Left: Founder Gilbert Cates with Trustee Kristen Combs at the soon-to-be Geffen Playhouse (formerly Westwood Playhouse). Right: Geffen Playhouse is excited to celebrate 25 years by welcoming audiences back in 2021.

“Onward and upward with the arts.”

That was the mantra of Geffen Playhouse Founder and Producing Director Gilbert (Gil) Cates, a visionary and a showman who brought this theater to life a quarter of a century ago. And it remains our mantra today.

With the launch of our 2021/2022 season, we celebrate 25 years of storytelling, opening nights, world premieres, standing ovations, and all the artists and audiences who have passed through our doors since we first raised our curtain with Four Dogs and a Bone in 1995.

OCT 10, 1995 — John Patrick Shanley’s Four Dogs and a Bone, directed by Lawrence Kasdan, featuring Brendan Fraser, Elizabeth Perkins, Parker Posey, and Martin Short opened the Geffen Playhouse.
Founder Gilbert Cates with philanthropist David Geffen and UCLA Chancellor Emeritus Charles E. Young

We did not just begin life as Geffen Playhouse—there’s more to our story. It was the early 1990s and, as a lover of the arts, then-Dean of the UCLA School of Theater, Film and Television Gil Cates had a dream and a vision. The goal was to create a new non-profit professional theater company that would enrich the cultural life of Greater Los Angeles and the UCLA community through plays and educational programs that inform, entertain and inspire.

UCLA had a long history of working closely with professional theaters as an extension of its academic mission and, for many years, owned and operated the Doolittle Theater in Hollywood to fulfill this mission.
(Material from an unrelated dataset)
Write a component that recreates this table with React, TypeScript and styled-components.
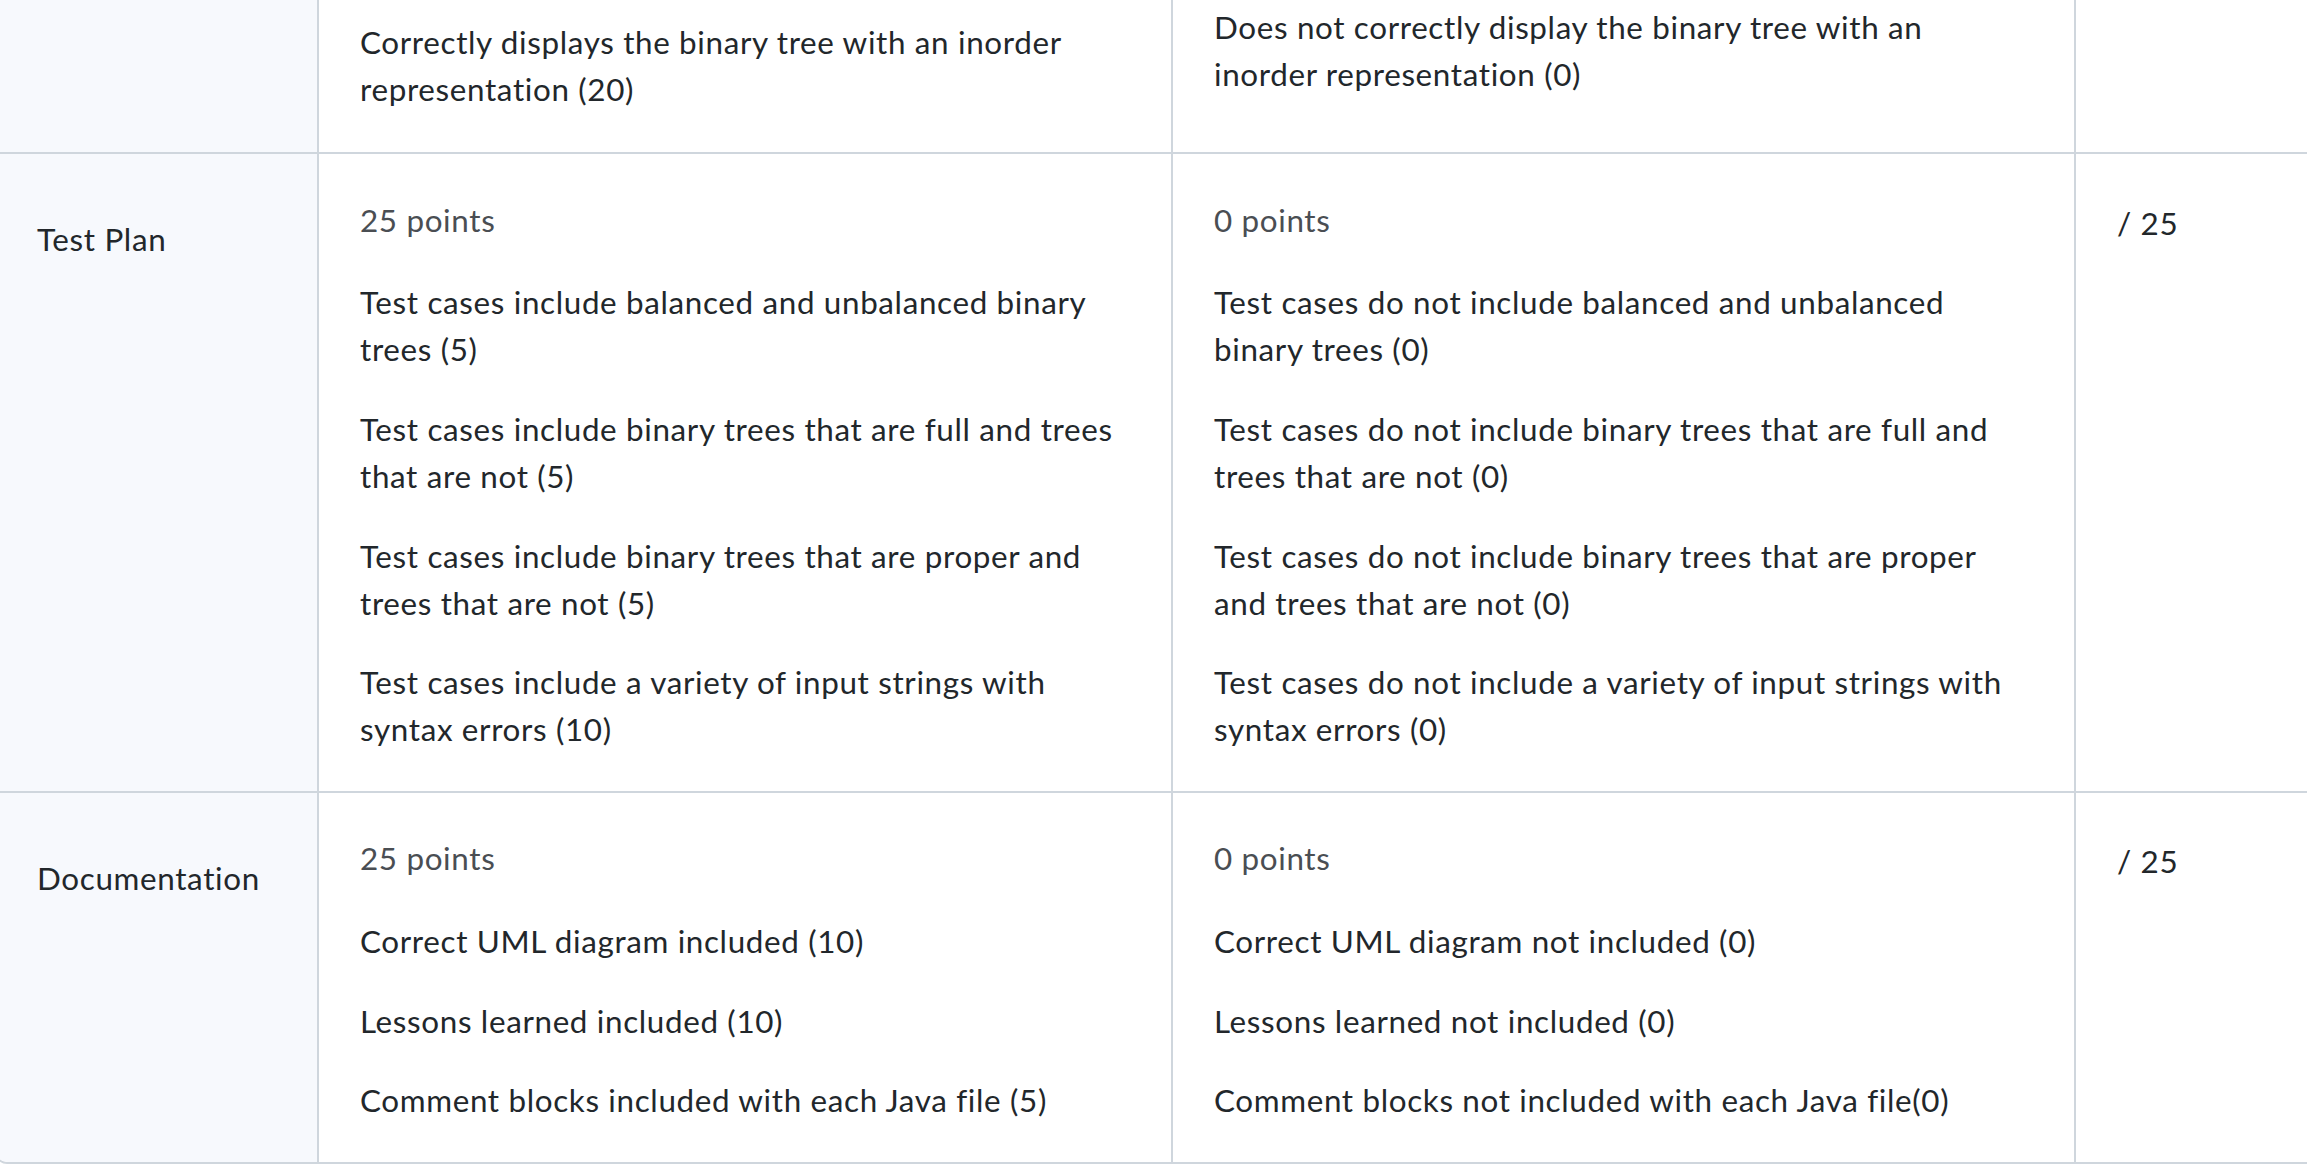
import React from "react";
import styled, { createGlobalStyle } from "styled-components";

const GlobalStyle = createGlobalStyle`
  html, body {
    margin: 0;
    padding: 0;
    background: #ffffff;
    overflow: hidden;
  }
  body {
    font-family: Lato, "Open Sans", "Liberation Sans", sans-serif;
    color: #22272b;
  }
  * { box-sizing: border-box; }
`;

const Rubric = styled.div`
  display: grid;
  grid-template-columns: 322px 854px 903px 1fr;
  width: 2400px;
  margin-left: -5px;
  border: 2px solid #cfd6dd;
  border-top: none;
  border-radius: 0 0 12px 12px;
  overflow: hidden;
`;

const Cell = styled.div<{ $top?: number; $bottom?: number; $last?: boolean; $end?: boolean }>`
  padding: ${(p) => p.$top ?? 44}px 41px ${(p) => p.$bottom ?? 37.5}px 41px;
  border-right: ${(p) => (p.$end ? "none" : "2px solid #cfd6dd")};
  border-bottom: ${(p) => (p.$last ? "none" : "2px solid #cfd6dd")};
  background: #ffffff;
  min-width: 0;
`;

const CriterionCell = styled(Cell)`
  background: #f7f9fd;
  padding-left: 40px;
`;

const Text = styled.div`
  font-size: 31.4px;
  line-height: 47.1px;
  letter-spacing: 0.65px;
  color: #22272b;
`;

const CriterionName = styled(Text)``;

const Points = styled(Text)`
  line-height: 41.2px;
  color: #4a4e53;
  margin-top: 1.5px;
  margin-bottom: 38.5px;
`;

const Descriptions = styled.div`
  display: flex;
  flex-direction: column;
  gap: 32.4px;
`;

const Description = styled(Text)``;

const Score = styled(Text)``;

type Rating = { points?: string; items: string[] };
type Row = {
  name?: string;
  ratings: Rating[];
  score?: string;
  tops?: number[];
};

const rows: Row[] = [
  {
    ratings: [
      { items: ["Correctly displays the binary tree with an inorder representation (20)"] },
      { items: ["Does not correctly display the binary tree with an inorder representation (0)"] },
    ],
    tops: [19, 4],
  },
  {
    name: "Test Plan",
    score: "/ 25",
    ratings: [
      {
        points: "25 points",
        items: [
          "Test cases include balanced and unbalanced binary trees (5)",
          "Test cases include binary trees that are full and trees that are not (5)",
          "Test cases include binary trees that are proper and trees that are not (5)",
          "Test cases include a variety of input strings with syntax errors (10)",
        ],
      },
      {
        points: "0 points",
        items: [
          "Test cases do not include balanced and unbalanced binary trees (0)",
          "Test cases do not include binary trees that are full and trees that are not (0)",
          "Test cases do not include binary trees that are proper and trees that are not (0)",
          "Test cases do not include a variety of input strings with syntax errors (0)",
        ],
      },
    ],
  },
  {
    name: "Documentation",
    score: "/ 25",
    ratings: [
      {
        points: "25 points",
        items: [
          "Correct UML diagram included (10)",
          "Lessons learned included (10)",
          "Comment blocks included with each Java file (5)",
        ],
      },
      {
        points: "0 points",
        items: [
          "Correct UML diagram not included (0)",
          "Lessons learned not included (0)",
          "Comment blocks not included with each Java file(0)",
        ],
      },
    ],
  },
];

export default function App() {
  return (
    <>
      <GlobalStyle />
      <Rubric>
        {rows.map((row, ri) => {
          const last = ri === rows.length - 1;
          const cut = !row.name;
          const bottom = cut ? 39 : 37.5;
          return (
            <React.Fragment key={ri}>
              <CriterionCell $last={last} $top={cut ? 19 : 62} $bottom={bottom}>
                {row.name && <CriterionName>{row.name}</CriterionName>}
              </CriterionCell>
              {row.ratings.map((r, i) => (
                <Cell
                  key={i}
                  $last={last}
                  $top={row.tops ? row.tops[i] : 44}
                  $bottom={bottom}
                >
                  {r.points && <Points>{r.points}</Points>}
                  <Descriptions>
                    {r.items.map((t, k) => (
                      <Description key={k}>{t}</Description>
                    ))}
                  </Descriptions>
                </Cell>
              ))}
              <Cell $last={last} $end $top={45.5} $bottom={bottom}>
                {row.score && <Score>{row.score}</Score>}
              </Cell>
            </React.Fragment>
          );
        })}
      </Rubric>
    </>
  );
}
Cates recognized the Doolittle’s geographic distance from campus created a barrier to any meaningful relationship with UCLA and argued a better partner would be the Westwood Playhouse, located right across from campus. Compelled by the proximity and potential of the historic theater, Chancellor Charles Young agreed to sell the Doolittle and pledged the proceeds of the sale to assist Cates with the purchase and refurbishment of the Westwood Playhouse.
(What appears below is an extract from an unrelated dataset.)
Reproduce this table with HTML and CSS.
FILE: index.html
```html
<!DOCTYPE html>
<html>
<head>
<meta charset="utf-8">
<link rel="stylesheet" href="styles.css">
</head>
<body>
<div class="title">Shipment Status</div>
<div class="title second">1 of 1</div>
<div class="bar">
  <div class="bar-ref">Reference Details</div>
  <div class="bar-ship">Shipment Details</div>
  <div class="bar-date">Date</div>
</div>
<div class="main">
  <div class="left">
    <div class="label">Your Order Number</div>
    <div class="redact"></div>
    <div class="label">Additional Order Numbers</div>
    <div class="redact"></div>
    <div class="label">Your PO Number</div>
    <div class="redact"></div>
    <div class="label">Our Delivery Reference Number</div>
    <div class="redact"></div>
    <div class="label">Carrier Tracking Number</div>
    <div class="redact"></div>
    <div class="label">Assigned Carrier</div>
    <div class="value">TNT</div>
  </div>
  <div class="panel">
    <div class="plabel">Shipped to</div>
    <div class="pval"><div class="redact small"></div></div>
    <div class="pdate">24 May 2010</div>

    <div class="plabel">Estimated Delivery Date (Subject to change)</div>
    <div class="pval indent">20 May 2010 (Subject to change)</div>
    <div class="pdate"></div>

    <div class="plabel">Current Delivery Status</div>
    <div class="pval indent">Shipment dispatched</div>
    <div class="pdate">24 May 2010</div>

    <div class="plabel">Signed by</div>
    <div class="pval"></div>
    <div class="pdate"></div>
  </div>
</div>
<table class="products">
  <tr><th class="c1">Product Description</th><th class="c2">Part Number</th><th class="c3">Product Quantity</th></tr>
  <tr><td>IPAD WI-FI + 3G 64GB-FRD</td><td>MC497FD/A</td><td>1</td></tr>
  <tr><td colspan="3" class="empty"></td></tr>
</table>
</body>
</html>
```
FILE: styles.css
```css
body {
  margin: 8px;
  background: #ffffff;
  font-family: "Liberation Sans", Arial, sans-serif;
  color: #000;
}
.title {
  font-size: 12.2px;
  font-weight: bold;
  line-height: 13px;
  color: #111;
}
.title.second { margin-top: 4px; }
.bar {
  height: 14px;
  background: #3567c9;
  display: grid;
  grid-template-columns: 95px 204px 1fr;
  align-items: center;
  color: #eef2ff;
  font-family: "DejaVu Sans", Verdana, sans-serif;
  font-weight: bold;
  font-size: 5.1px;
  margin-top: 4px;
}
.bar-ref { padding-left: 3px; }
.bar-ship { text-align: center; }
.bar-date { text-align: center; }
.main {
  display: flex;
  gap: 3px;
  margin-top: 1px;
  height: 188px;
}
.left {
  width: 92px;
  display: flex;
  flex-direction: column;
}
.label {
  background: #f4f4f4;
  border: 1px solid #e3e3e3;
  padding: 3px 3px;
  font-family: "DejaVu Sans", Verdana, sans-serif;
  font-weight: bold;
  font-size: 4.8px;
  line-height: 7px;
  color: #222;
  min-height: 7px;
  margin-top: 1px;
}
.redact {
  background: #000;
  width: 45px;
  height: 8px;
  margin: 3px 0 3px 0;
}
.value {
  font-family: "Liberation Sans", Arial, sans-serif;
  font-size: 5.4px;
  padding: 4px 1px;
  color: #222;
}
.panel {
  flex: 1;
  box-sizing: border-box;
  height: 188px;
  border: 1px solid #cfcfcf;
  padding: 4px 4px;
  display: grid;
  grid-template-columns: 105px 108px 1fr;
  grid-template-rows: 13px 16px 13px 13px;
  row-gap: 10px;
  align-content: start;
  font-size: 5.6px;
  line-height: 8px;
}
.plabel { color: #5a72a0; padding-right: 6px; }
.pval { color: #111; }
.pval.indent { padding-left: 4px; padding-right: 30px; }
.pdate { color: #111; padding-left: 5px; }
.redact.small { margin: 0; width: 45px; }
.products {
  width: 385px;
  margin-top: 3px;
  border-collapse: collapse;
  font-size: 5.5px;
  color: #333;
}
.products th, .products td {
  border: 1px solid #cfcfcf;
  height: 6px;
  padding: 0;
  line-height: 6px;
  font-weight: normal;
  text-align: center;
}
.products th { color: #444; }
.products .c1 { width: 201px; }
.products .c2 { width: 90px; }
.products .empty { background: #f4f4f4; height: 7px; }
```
UCLA leased the theater to the newly named Geffen Playhouse (in recognition of an endowment gift from philanthropist David Geffen) to begin the creation of a permanent professional non-profit theater in Westwood. The university created an independent board, helmed by Cates, which would assume all costs and risks of operating the theater. And the rest is history.

Since opening, Geffen Playhouse has staged nearly 200 productions, held more than 9,000 performances, and entertained countless audiences from around the world and every walk of life. Each year has brought with it new stories, new artists, new laughter, new tears and new challenges—and we grow as a theater, and as a family, with every one of them.

It has been an honor to be a home for the arts in this remarkable city of Los Angeles, and we are excited for what the next 25 years will bring. We hope you will continue to join us on this journey, as we go onward and upward with the arts.